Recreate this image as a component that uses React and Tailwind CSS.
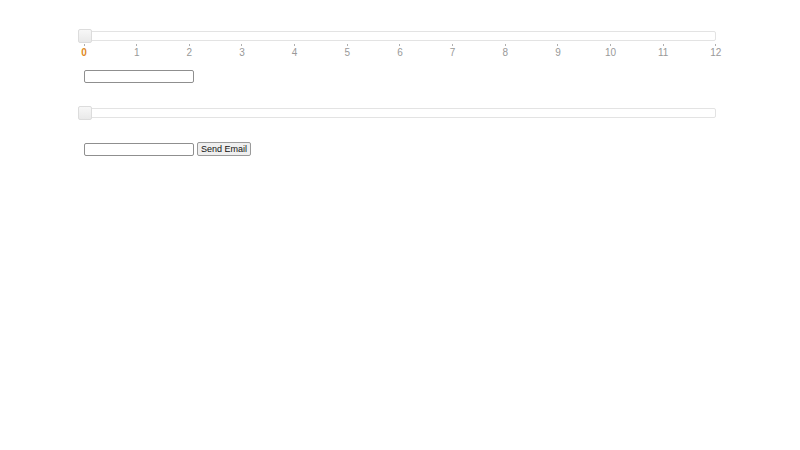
import React from "react"

const ticks = [0, 1, 2, 3, 4, 5, 6, 7, 8, 9, 10, 11, 12]

function Slider({ withTicks }) {
  return (
    <div className="w-[632px]">
      <div className="relative h-[10px] rounded-[2px] border border-[#e3e3e3] bg-white">
        <div className="absolute left-[-7px] top-[-3px] h-[14px] w-[14px] rounded-[2px] border border-[#dcdcdc] bg-gradient-to-b from-[#f7f7f7] to-[#e9e9e9]" />
      </div>
      {withTicks && (
        <div className="mt-[3px] flex justify-between">
          {ticks.map((t) => (
            <div key={t} className="flex w-0 flex-col items-center">
              <div className="h-[2px] w-px bg-[#b0b0b0]" />
              <span
                className={
                  t === 0
                    ? "mt-[1px] text-[10px] font-bold leading-[11px] text-[#e08a1e]"
                    : "mt-[1px] text-[10px] leading-[11px] text-[#999]"
                }
              >
                {t}
              </span>
            </div>
          ))}
        </div>
      )}
    </div>
  )
}

export default function App() {
  return (
    <div className="h-[450px] w-[800px] bg-white pl-[84px] pt-[31px] font-['Liberation_Sans',Arial,sans-serif]">
      <Slider withTicks />
      <input
        type="text"
        className="mt-[12px] block h-[13px] w-[110px] rounded-[2px] border border-[#8f8f8f] bg-white"
      />
      <div className="mt-[25px]">
        <Slider />
      </div>
      <div className="mt-[24px] flex items-center gap-[3px]">
        <input
          type="text"
          className="h-[13px] w-[110px] rounded-[2px] border border-[#8f8f8f] bg-white"
        />
        <button className="h-[14px] rounded-[2px] border border-[#9a9a9a] bg-[#efefef] px-[3px] text-[9px] font-normal leading-[12px] text-[#111]">
          Send Email
        </button>
      </div>
    </div>
  )
}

________

Task prompt. Print the data above verbatim from the first line through the line holding "10, 11, 12]", leaving every picture out.

The solution.
Recreate this image as a component that uses React and Tailwind CSS.
import React from "react"

const ticks = [0, 1, 2, 3, 4, 5, 6, 7, 8, 9, 10, 11, 12]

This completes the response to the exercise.